We really do live in interesting times.

(Apologies to the late Louis Awerbuck for the use of his euphemism.)

30 COMMENTS

  1. Watching “The Final Countdown”… To commemorate the 75th Anniversary…. That and the fact that my son was born on December 7th makes this a hallowed day.

  2. You cannot invade the mainland United States today either. There would be a metrosexual taking a selfie behind every blade of grass while digging for a safe space and crying for his mommy.

  3. My father survived the attack on Pearl Harbor. (He had been blown into the drink and had a big chunk of shrapnel pulled from his head). They patched him up and shipped him back out to the fleet only to have seven more ships sank from beneath his feet). (Boatswain’s Mate 1st Class, Underwater Demolition Team/Navy Rifle Team). Blowing Japanese troop trains in tunnels on the Japanese coast and committing acts of sabotage and demolition were heroism that I’ll never forget. Later, he went on to serve in the Korean War. I will always remember his acts of heroism and valor.

    I was a simple Aviation Machinist’s Mate (Jet) stateside during the last days of the Vietnam War, but my father was a true Naval hero!

    • Hats off to your father. I’m sure the pride you have in him was reciprocated. It is for men like him that I displayed the stars and stripes today.

  4. Freedom ain’t free. People have to stand at the walls in peace and war. It’s an absolutely vital and absolutely thankless task.

    Our cities haven’t been flattened by bombs. Our roads haven’t been clogged by refugees running in fear. And the men(and women) nowadays that ensure this will not happen get precious little thanks for their service.

    Next time you praise a service member and something less than a man spouts off about their “job” and “pay” and they knew the drill when they signed on, yada, yada, yada. Remember, when was the last time an American city was destroyed and it’s people made refugee’s?

    • 1864, various cities in the South. Even then, that was more limited in scope than Stalingrad or Dresden.

  5. My uncle Bob survived Pearl Harbor. Ironically because he went to church (never saw him go to a church). He never said a word about it except that…but at least WWII was a “good war”. No moral relativism. And perusing this musing makes we want that rifle…RIP Uncle Bob.

  6. We simply can’t comprehend this, and younger folks even less. I had two uncles who were draftees in WW2. They never talked about it. One in the Pacific, the other I believe in Italy. Whatever they did, they did. My mother, who was single at the time of the War, told me about moving in with her brother’s wife while he went off to the Army to help her make ends meet. They planted Victory Gardens and to the day she died, my mother would not plant another vegetable. When her brother, my uncle, talked about the atomic bomb, he talked about it from the perspective of being an artillery sergeant on one of the invasion ships expected to land troops in Japan. For him, it was a gift. Late in life, he and my aunt visited Japan as tourists. We cannot even imagine.

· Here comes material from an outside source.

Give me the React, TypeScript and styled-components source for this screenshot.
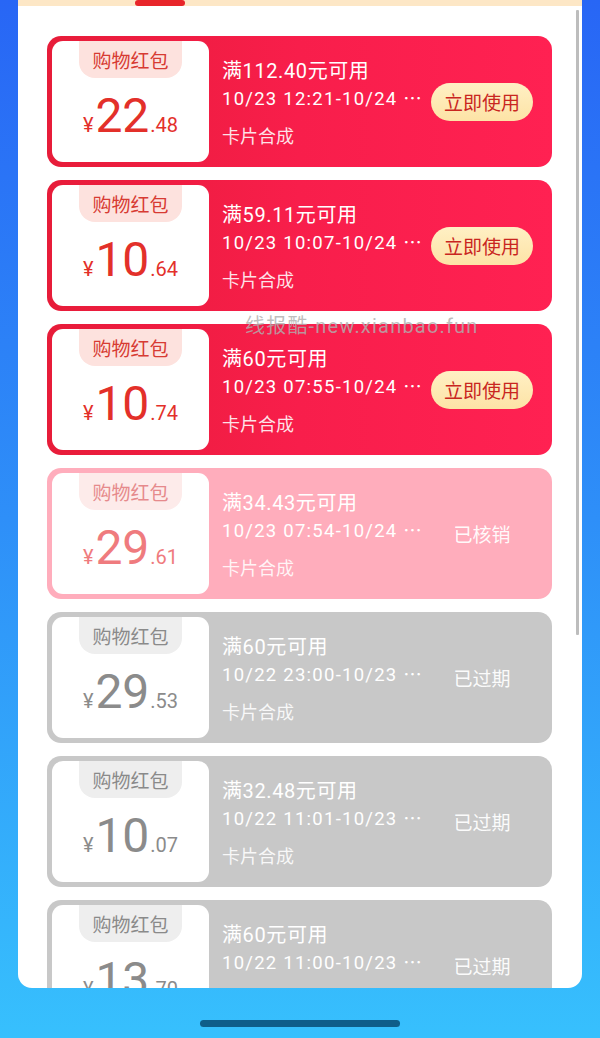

    • I don’t think we have every blade of grass covered just yet, but the latest statistics on NICS checks give me some encouragement.

      The past eight years have created a lot of entitled special snowflakes who couldn’t fight if they had to. But the rest of us certainly are better equipped than we used to be.

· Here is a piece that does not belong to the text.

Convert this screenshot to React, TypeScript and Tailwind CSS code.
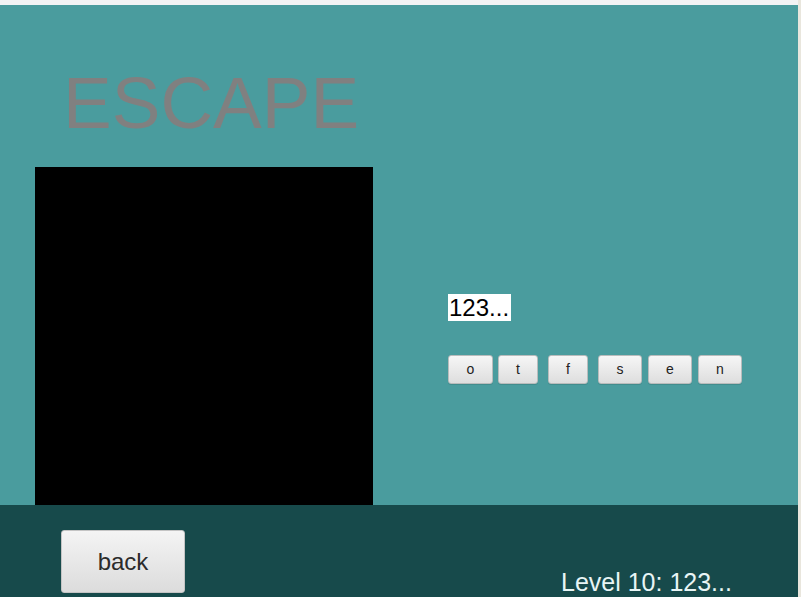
import React from "react";

const letters: { l: string; w: string }[] = [
  { l: "o", w: "w-[45px]" },
  { l: "t", w: "w-[40px]" },
  { l: "f", w: "w-[40px]" },
  { l: "s", w: "w-[44px]" },
  { l: "e", w: "w-[44px]" },
  { l: "n", w: "w-[44px]" },
];

export default function App() {
  return (
    <div
      className="w-[801px] h-[597px] overflow-hidden flex flex-row bg-[#f2f3f4]"
      style={{ fontFamily: '"Liberation Sans", Arial, sans-serif' }}
    >
      <div className="w-[798px] h-full flex flex-col">
        <div className="h-[5px] shrink-0 bg-[#f2f3f4]" />
        <div className="h-[500px] shrink-0 bg-[#4a9c9e] flex flex-row">
          <div className="ml-[35px] w-[338px] flex flex-col">
            <div className="mt-[61px] ml-[28px] h-[73px] text-[73px] leading-none text-[#808080] whitespace-nowrap">
              ESCAPE
            </div>
            <div className="mt-[28px] w-[338px] h-[338px] bg-black" />
          </div>
          <div className="ml-[75px] flex flex-col">
            <div className="mt-[289px] w-[63px] h-[27px] bg-white text-black text-[24px] leading-[28px] pl-[1px]">
              123...
            </div>
            <div className="mt-[34px] flex flex-row">
              {letters.map((b) => (
                <div key={b.l} className="w-[50px]">
                  <button
                    className={`${b.w} h-[29px] rounded-[3px] border border-[#b9bcbc] bg-gradient-to-b from-[#f6f6f6] to-[#dedede] text-[14px] text-[#222] flex items-center justify-center shadow-[0_1px_0_rgba(0,0,0,0.1)]`}
                  >
                    {b.l}
                  </button>
                </div>
              ))}
            </div>
          </div>
        </div>
        <div className="flex-1 bg-[#174a4b] flex flex-row">
          <div className="ml-[61px] mt-[25px]">
            <button className="w-[124px] h-[63px] rounded-[3px] border border-[#c4c4c4] bg-gradient-to-b from-[#f4f4f4] to-[#dcdcdc] text-[24px] text-[#2b2b2b] flex items-center justify-center">
              back
            </button>
          </div>
          <div className="ml-[376px] mt-[62px] text-[25px] leading-[30px] text-[#e8f5f5] whitespace-nowrap">
            Level 10: 123...
          </div>
        </div>
      </div>
      <div className="w-[3px] h-full bg-[#e9e6dd]" />
    </div>
  );
}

      • You would be surprised how fast the snowflakes will melt when faced with adversity. Regardless of the lib indoctrination when shove comes they’ll cover and aline. Seeing death corrects ones vision, works the brain stem and clarifies ones views quite well.

      • “The past eight years have created a lot of entitled special snowflakes who couldn’t fight if they had to.”

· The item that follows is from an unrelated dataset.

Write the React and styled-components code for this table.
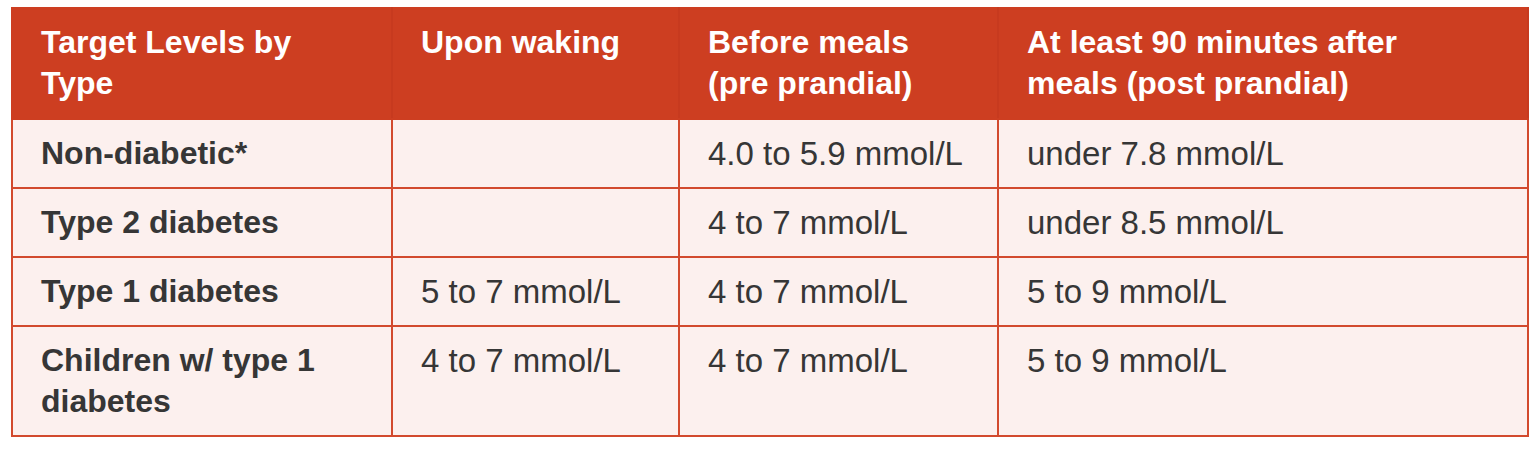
import React from 'react'
import styled, { createGlobalStyle } from 'styled-components'

const Global = createGlobalStyle`
  html, body { margin: 0; padding: 0; background: #fff; }
  body { font-family: "Liberation Sans", Arial, sans-serif; }
`;

const Wrap = styled.div`
  padding: 7px 9px 0 11px;
`;

const Table = styled.table`
  width: 1516px;
  border-collapse: collapse;
  table-layout: fixed;
  border: 2px solid #d24a2e;
`;

const HeadCell = styled.th`
  background: #cd3e21;
  color: #fff;
  font-weight: 700;
  font-size: 32px;
  line-height: 41px;
  text-align: left;
  vertical-align: top;
  padding: 13px ${p => p.$pr}px 14px 28px;
  border: 2px solid #cd3e21;
  border-right-color: #c73a1f;
`;

const Cell = styled.td`
  background: #fcf0ee;
  color: #363636;
  font-weight: ${p => (p.$label ? 700 : 400)};
  font-size: ${p => (p.$label ? 32 : 33)}px;
  line-height: 41px;
  vertical-align: top;
  padding: 13px 20px 13px 28px;
  border: 2px solid #d24a2e;
`;

const cols = [380, 287, 319, 530];

const head = [
  { text: 'Target Levels by Type', pr: 50 },
  { text: 'Upon waking', pr: 16 },
  { text: 'Before meals (pre prandial)', pr: 20 },
  { text: 'At least 90 minutes after meals (post prandial)', pr: 100 },
];

const rows = [
  ['Non-diabetic*', '', '4.0 to 5.9 mmol/L', 'under 7.8 mmol/L'],
  ['Type 2 diabetes', '', '4 to 7 mmol/L', 'under 8.5 mmol/L'],
  ['Type 1 diabetes', '5 to 7 mmol/L', '4 to 7 mmol/L', '5 to 9 mmol/L'],
  ['Children w/ type 1 diabetes', '4 to 7 mmol/L', '4 to 7 mmol/L', '5 to 9 mmol/L'],
];

export default function App() {
  return (
    <>
      <Global />
      <Wrap>
        <Table>
          <colgroup>
            {cols.map((w, i) => <col key={i} style={{ width: w }} />)}
          </colgroup>
          <thead>
            <tr>
              {head.map((h, i) => <HeadCell key={i} $pr={h.pr}>{h.text}</HeadCell>)}
            </tr>
          </thead>
          <tbody>
            {rows.map((r, i) => (
              <tr key={i}>
                {r.map((c, j) => <Cell key={j} $label={j === 0}>{c}</Cell>)}
              </tr>
            ))}
          </tbody>
        </Table>
      </Wrap>
    </>
  )
}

        Like any war time recent years have also helped to create a portion of the younger generation(s) that has members that are tough, smart, battle hardened and know the enemy intimately. The military, intelligence services and LE are not the exclusive purview of people currently over 50. Those who are in the “snowflake” category are basically bullet sponges whether they know it or not. It’s always been that way we’ve just been lucky enough that most people in the West these days haven’t learned that harsh lesson in their lifetime and have forgotten the lesson learned by previous generations.

        It’s also worth noting that not everyone in the 1940’s was a Sgt. Basilone/Chesty Puller/Gen. Patton kill-’em-all-and-break-their-shit type of America loving badass with a hardon for killing Japs and Krauts. There were draft resisters (distinctly different from sincere conscientious objectors), peaceniks and general light-in-the-loafers types back then too. The difference was that they were not celebrated. They were scorned by a country that actually sacrificed quite a lot on every front of the war, including the home front, and generally posterity has forgotten that those pansies were our countrymen.

    • Growing up, I was surrounded by WWI vets. One of my closest friends and mentors was a scientist at a research institute. One day he showed me an old photo of a P40 with a collection of crew and pilots standing in front. Turned out the guy on the end was my friend. He was a fighter pilot, starting in the Pacific in P40’s and ending up in Europe flying P51’s. He served throughout the entire war, surviving air combat from the earliest days until the end in 1945. That, in itself, was an amazing accomplishment. Like many of his generation, he never really talked much about his wartime experiences although when I asked he laughed a bit and told me about flying photo recon over Hainan Island . . . and watching the Zero’s take off and start climbing up to engage him while he was turning away at full throttle! As with many warriors, he was not the kind of person to brag and you’d never, ever, guess he’d done what he did unless he told you.

  7. One campaign where individual riflemen made a difference was the “Thousand Mile War” in the Aleutian Islands of Alaska. Fascinating reading of men basically cut loose from military bureaucracy and stupidity to wreck havoc upon the Japanese invaders (yes, the Japanese invaded American soil in WWII) who Japan sent forth to freeze and die as a feint to draw attention away from their Midway Island campaign.

  8. ” (For those who really want to know what it was like to be a cog in the war machines of the various combatants, a good place to start is Paul Fussel’s Wartime. Warning: Fussel pulls no punches.)”

    ‘With the Old Breed: At Peleliu and Okinawa’ by Eugene Sledge is another good one.

    https://www.amazon.com/Old-Breed-At-Peleliu-Okinawa-ebook/dp/B000VMFDW2

    Just reading about the combat conditions on those islands will age you.

    Like living for months in a wet, muddy foxhole in the steamy summertime and every minuet of every day smelling the bodies of your buddies decomposing around you…

  9. So what ol’ Yamo was saying is, an armed citizenry is a deterrent to a military invasion. Who’d have thunk it. One more reason in support of the second amendment.

  10. My Dad was at Pearl Harbor. Never talked about it. Some of those guys SHOULD have talked about it, but that’s the way it was.

    One comment he did make was that the planes flew so low he could see the silly grins on the pilots faces.

    One guy I knew was a young Chinese boy in Singapore when Japan invaded. He had scars till he died, mental and physical. Those guys had it rough

  11. My father enlisted in the Marines 75 years ago tomorrow. Peleliu, Guadalcanal, New Guninea and a couple other God-forsaken places are on his service record. He’s been gone 45 years but I choose to remember December 8th rather than his DOD.

  12. “A veteran is someone who at one point in their life, wrote a blank check made payable to The United States of America for any amount, up to and including their life.”